有时候，尊严就像泡沫，随时可能破灭。去年来到中国后，我经历了几件很丢面子的事情。英国人给我这种倒霉不断的人起了个名字 —— “沃利”（Wally是一个常见的英文名字，有“废物，笨蛋”的意思）。
By DAVID BOGLE
Sometimes dignity feels like bubble waiting to be burst.
We Brits like that sort of thing – we love to see pompous characters having their treasured dignity destroyed.
My dad wasn’t pompous. He was a kind, polite man but, like many of his generation, he was quite formal and well-mannered. He wore a tie even when he was digging the garden. His dignity was important to him.
So when one of my mum’s friends called to visit as he was watching TV, he knew it was his duty to stand up as a lady entered the room. Unfortunately, as he did so his trousers fell down around his ankles.
I can’t remember how he reacted because I was temporarily blinded by tears of laughter – but it’s a fair bet that he cringed at the thought of that incident for months, if not years, afterwards.
Since arriving in China last year I have had a couple of dignity-tarnishing incidents.
Imagining a Chinese online bank account to be something like its British equivalent, I arranged to set one up. But when I was paid a month later, I couldn’t access the account on my laptop.
So I contacted the ubiquitous “Chinese-speaking friend” and she agreed to take me to the bank to sort things out.
“Bring your documents and computer,” she said.
After doing a spot of grocery shopping, I popped my brand-new laptop into my swish new backpack and headed off to the bank.
A small crowd gathered as my friend explained my predicament to bank officials and they asked to see my documents and computer. I unzipped my backpack, pulled out the laptop and found it was covered with a strange gooey mess that was dripping everywhere.
I realized then that I hadn’t removed a bag of eggs from my bag before putting the laptop in. As a large omelette formed on the floor and people rushed about with mops, I blushed with embarrassment.
On another recent occasion, I got in the lift to my apartment with anattractive Australian lady. Feeling quite the urbane expatriate, I struck up a conversation with her during the elevator ride. We both got out and she headed for her apartment, which was opposite mine.

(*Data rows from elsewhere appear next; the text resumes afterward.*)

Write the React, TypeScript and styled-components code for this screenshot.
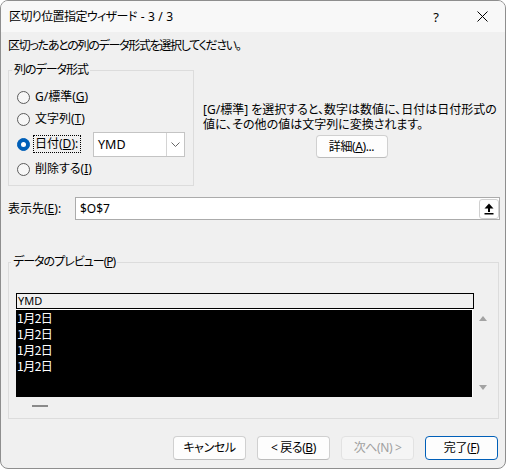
import React from 'react';
import styled, { createGlobalStyle } from 'styled-components';

const GlobalStyle = createGlobalStyle`
  body {
    margin: 0;
    background: #ffffff;
    font-family: "Noto Sans", "Noto Sans CJK JP", sans-serif;
    font-size: 12px;
    color: #000;
  }
`;

const Window = styled.div`
  width: 506px;
  height: 469px;
  box-sizing: border-box;
  border: 1px solid #8e8e8e;
  border-radius: 8px;
  background: #f0f0f0;
  overflow: hidden;
  display: flex;
  flex-direction: column;
  font-feature-settings: "palt";
`;

const TitleBar = styled.div`
  height: 31px;
  background: #f8f8f8;
  display: flex;
  align-items: center;
  padding-left: 8px;
`;

const TitleText = styled.div`
  flex: 1;
  line-height: 16px;
  letter-spacing: -0.6px;
  word-spacing: 1.5px;
`;

const CaptionButton = styled.div`
  width: 46px;
  height: 31px;
  display: flex;
  align-items: center;
  justify-content: center;
  font-size: 13px;
`;

const Content = styled.div`
  padding: 0 5px 0 7px;
  display: flex;
  flex-direction: column;
`;

const Instruction = styled.div`
  margin-top: 6px;
  line-height: 16px;
  letter-spacing: -1.3px;
`;

const MiddleRow = styled.div`
  margin-top: 8px;
  display: flex;
`;

const GroupBox = styled.fieldset<{ $width?: number }>`
  margin: 0;
  min-width: 0;
  box-sizing: border-box;
  width: ${p => (p.$width ? `${p.$width}px` : 'auto')};
  border: 1px solid #dcdcdc;
  padding: 9px 8px 6px 8px;
`;

const Legend = styled.legend`
  padding: 0 2px;
  margin-left: -5px;
  line-height: 16px;
  letter-spacing: -1px;
`;

const RadioList = styled.div`
  display: flex;
  flex-direction: column;
  gap: 2px;
`;

const RadioRow = styled.div<{ $tall?: boolean }>`
  height: ${p => (p.$tall ? 26 : 20)}px;
  display: flex;
  align-items: center;
`;

const RadioDot = styled.span<{ $checked?: boolean }>`
  width: 13px;
  height: 13px;
  box-sizing: border-box;
  border-radius: 50%;
  margin-right: 4px;
  flex: none;
  border: 1px solid ${p => (p.$checked ? '#005fb8' : '#5c5c5c')};
  background: ${p => (p.$checked ? '#005fb8' : '#f7f7f7')};
  display: flex;
  align-items: center;
  justify-content: center;
  &::after {
    content: '';
    display: ${p => (p.$checked ? 'block' : 'none')};
    width: 5px;
    height: 5px;
    border-radius: 50%;
    background: #fff;
  }
`;

const RadioLabel = styled.span<{ $focused?: boolean }>`
  line-height: 16px;
  padding: 0 2px 0 1px;
  outline: ${p => (p.$focused ? '1px dotted #000' : 'none')};
  outline-offset: 0;
`;

const Combo = styled.div`
  margin-left: auto;
  width: 92px;
  height: 25px;
  box-sizing: border-box;
  border: 1px solid #c4c4c4;
  background: #fff;
  display: flex;
  align-items: stretch;
`;

const ComboText = styled.div`
  flex: 1;
  padding-left: 4px;
  display: flex;
  align-items: center;
  font-size: 12.5px;
`;

const ComboArrow = styled.div`
  width: 17px;
  border-left: 1px solid #d4d4d4;
  display: flex;
  align-items: center;
  justify-content: center;
`;

const Description = styled.div`
  flex: 1;
  margin-left: 9px;
  padding-top: 40px;
  display: flex;
  flex-direction: column;
`;

const DescText = styled.p`
  margin: 0;
  line-height: 15px;
  white-space: nowrap;
`;

const Button = styled.div<{ $width?: number; $primary?: boolean; $disabled?: boolean }>`
  width: ${p => p.$width ?? 73}px;
  height: 24px;
  box-sizing: border-box;
  border-radius: 4px;
  border: 1px solid ${p => (p.$primary ? '#005fb8' : p.$disabled ? '#e2e2e2' : '#d0d0d0')};
  border-bottom-color: ${p => (p.$primary ? '#005fb8' : p.$disabled ? '#e2e2e2' : '#bcbcbc')};
  background: ${p => (p.$disabled ? '#f5f5f5' : '#fdfdfd')};
  color: ${p => (p.$disabled ? '#a0a0a0' : '#000')};
  display: flex;
  align-items: center;
  justify-content: center;
  line-height: 16px;
  letter-spacing: -0.4px;
`;

const DetailButton = styled(Button)`
  margin: 3px auto 0;
  height: 23px;
`;

const TargetRow = styled.div`
  margin-top: 11px;
  display: flex;
  align-items: center;
  height: 23px;
`;

const TargetLabel = styled.div`
  width: 67px;
  line-height: 16px;
`;

const TargetInput = styled.div`
  flex: 1;
  height: 23px;
  box-sizing: border-box;
  border: 1px solid #ababab;
  background: #fff;
  display: flex;
  align-items: center;
  padding-left: 4px;
`;

const InputText = styled.div`
  flex: 1;
  line-height: 16px;
`;

const CollapseButton = styled.div`
  width: 20px;
  height: 20px;
  box-sizing: border-box;
  border: 1px solid #d0d0d0;
  border-radius: 3px;
  background: #fdfdfd;
  display: flex;
  align-items: center;
  justify-content: center;
`;

const PreviewGroup = styled(GroupBox)`
  margin-top: 34px;
  margin-right: 1px;
  padding: 23px 0 4px 7px;
`;

const PreviewBody = styled.div`
  display: flex;
`;

const Grid = styled.div`
  width: 458px;
  display: flex;
  flex-direction: column;
`;

const GridHeader = styled.div`
  height: 16px;
  box-sizing: border-box;
  border: 1px solid #000;
  background: #f0f0f0;
  padding-left: 1px;
  line-height: 14px;
  font-size: 11px;
  font-feature-settings: normal;
`;

const GridData = styled.div`
  width: 457px;
  height: 88px;
  box-sizing: border-box;
  background: #000;
  border-top: 1px solid #fff;
  border-right: 1px solid #fff;
  color: #fff;
  padding-left: 1px;
  font-feature-settings: normal;
`;

const GridRow = styled.div`
  height: 16px;
  line-height: 16px;
  font-size: 12px;
  font-family: "Noto Sans CJK JP", sans-serif;
  letter-spacing: -0.5px;
`;

const VScroll = styled.div`
  width: 18px;
  margin-top: 17px;
  height: 87px;
  display: flex;
  flex-direction: column;
  justify-content: space-between;
  align-items: center;
  padding: 6px 0 7px;
  box-sizing: border-box;
`;

const Arrow = styled.div<{ $down?: boolean }>`
  width: 0;
  height: 0;
  border-left: 4.5px solid transparent;
  border-right: 4.5px solid transparent;
  ${p => (p.$down ? 'border-top: 5px solid #a3a3a3;' : 'border-bottom: 5px solid #a3a3a3;')}
`;

const HScroll = styled.div`
  height: 17px;
  display: flex;
  align-items: center;
  padding-left: 16px;
  padding-top: 1px;
  box-sizing: border-box;
`;

const Thumb = styled.div`
  width: 16px;
  height: 2px;
  background: #8a8a8a;
`;

const ButtonRow = styled.div`
  margin-top: 17px;
  display: flex;
  justify-content: flex-end;
  gap: 11px;
  padding-right: 2px;
`;

const rows = ['1月2日', '1月2日', '1月2日', '1月2日'];

export default function App() {
  return (
    <>
      <GlobalStyle />
      <Window>
        <TitleBar>
          <TitleText>区切り位置指定ウィザード - 3 / 3</TitleText>
          <CaptionButton>?</CaptionButton>
          <CaptionButton>
            <svg width="11" height="11" viewBox="0 0 11 11">
              <path d="M0.5 0.5 L10.5 10.5 M10.5 0.5 L0.5 10.5" stroke="#000" strokeWidth="1" />
            </svg>
          </CaptionButton>
        </TitleBar>
        <Content>
          <Instruction>区切ったあとの列のデータ形式を選択してください。</Instruction>
          <MiddleRow>
            <GroupBox $width={186}>
              <Legend>列のデータ形式</Legend>
              <RadioList>
                <RadioRow>
                  <RadioDot />
                  <RadioLabel>G/標準(<u>G</u>)</RadioLabel>
                </RadioRow>
                <RadioRow>
                  <RadioDot />
                  <RadioLabel>文字列(<u>T</u>)</RadioLabel>
                </RadioRow>
                <RadioRow $tall>
                  <RadioDot $checked />
                  <RadioLabel $focused>日付(<u>D</u>):</RadioLabel>
                  <Combo>
                    <ComboText>YMD</ComboText>
                    <ComboArrow>
                      <svg width="9" height="5" viewBox="0 0 9 5">
                        <polyline points="0.5,0.5 4.5,4.5 8.5,0.5" fill="none" stroke="#666" strokeWidth="1" />
                      </svg>
                    </ComboArrow>
                  </Combo>
                </RadioRow>
                <RadioRow>
                  <RadioDot />
                  <RadioLabel>削除する(<u>I</u>)</RadioLabel>
                </RadioRow>
              </RadioList>
            </GroupBox>
            <Description>
              <DescText>
                [G/標準] を選択すると、数字は数値に、日付は日付形式の
                <br />
                値に、その他の値は文字列に変換されます。
              </DescText>
              <DetailButton $width={72}>詳細(<u>A</u>)...</DetailButton>
            </Description>
          </MiddleRow>
          <TargetRow>
            <TargetLabel>表示先(<u>E</u>):</TargetLabel>
            <TargetInput>
              <InputText>$O$7</InputText>
              <CollapseButton>
                <svg width="10" height="12" viewBox="0 0 10 12">
                  <polygon points="5,0.5 9.5,5.5 0.5,5.5" fill="#000" />
                  <rect x="4" y="5" width="2" height="4" fill="#000" />
                  <rect x="0.5" y="10" width="9" height="1.5" fill="#000" />
                </svg>
              </CollapseButton>
            </TargetInput>
          </TargetRow>
          <PreviewGroup>
            <Legend>データのプレビュー(<u>P</u>)</Legend>
            <PreviewBody>
              <Grid>
                <GridHeader>YMD</GridHeader>
                <GridData>
                  {rows.map((r, i) => (
                    <GridRow key={i}>{r}</GridRow>
                  ))}
                </GridData>
              </Grid>
              <VScroll>
                <Arrow />
                <Arrow $down />
              </VScroll>
            </PreviewBody>
            <HScroll>
              <Thumb />
            </HScroll>
          </PreviewGroup>
          <ButtonRow>
            <Button>キャンセル</Button>
            <Button>&lt; 戻る(<u>B</u>)</Button>
            <Button $disabled>次へ(N) &gt;</Button>
            <Button $primary>完了(<u>F</u>)</Button>
          </ButtonRow>
        </Content>
      </Window>
    </>
  );
}
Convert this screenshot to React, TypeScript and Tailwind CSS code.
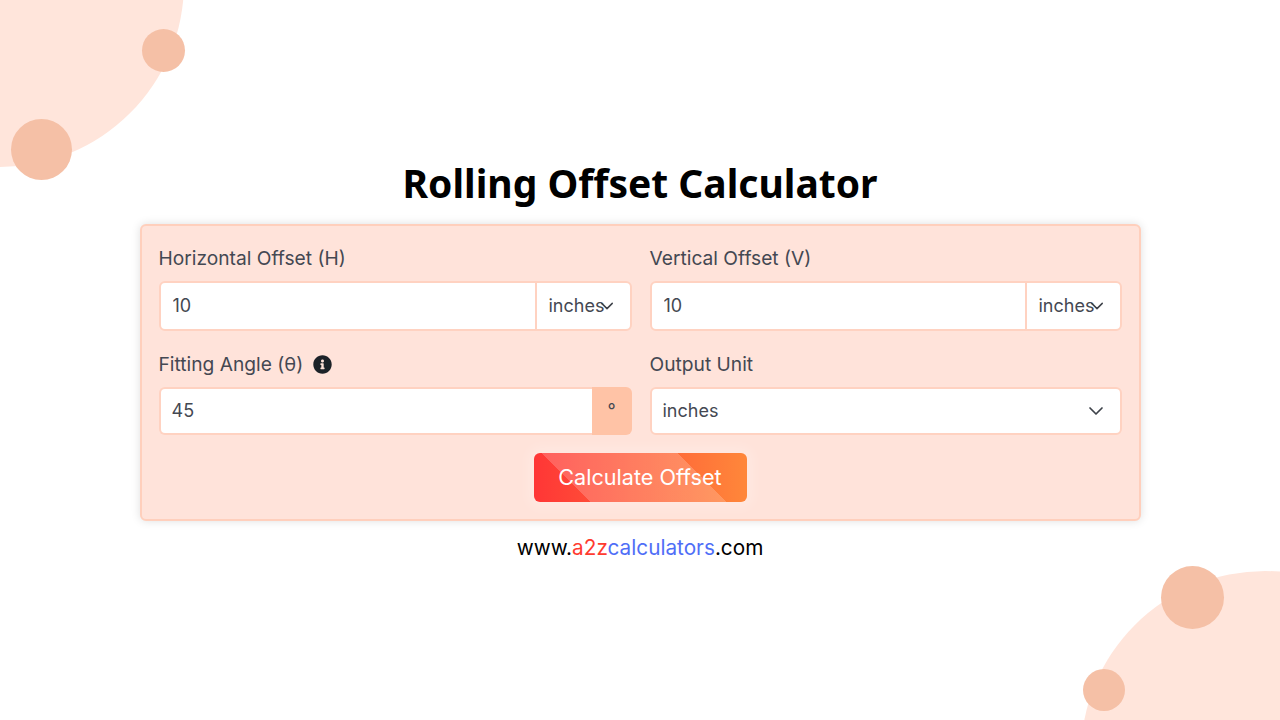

“Oh, you’re our new neighbor,” she said.
I tried to unlock my door. They key wouldn’t fit. No surprise really. Mr. Smooth had got out on the wrong floor.
I wish I could forget one particularly horrible embarrassment.
My wife, son and I were on holiday in Bulgaria.
As we sat beside the hotel pool, life felt good. It was hot, sunny, I’d had a swim. As I reclined on my sun lounger, slightly tipsy, I was feeling quite pleased with myself. It was a lovely place to be. So very quiet, so tranquil.
Then, during that quiet moment, without any effort on my part, I broke wind. Not quietly – it was the loudest sound of its type I’d ever heard. That anyone had ever heard, judging by the peals of laughter that rang out as a chuckling sea of international faces looked in my direction.
I was suntanned but there was still room on my face for an extra layer of crimson as I tried to remain nonchalant in the aftermath of the horror that had just occurred.
My family still tease me about it a decade or so later: “Even the Germans were laughing,” they say.
The Brits have a name for mishap-prone people like me. They are ‘wallies’.
英国人给我这种倒霉不断的人起了个名字 —— “沃利”（Wally是一个常见的英语名字，有“废物，笨蛋”的意思）。
And now I’m the Great Wally of China.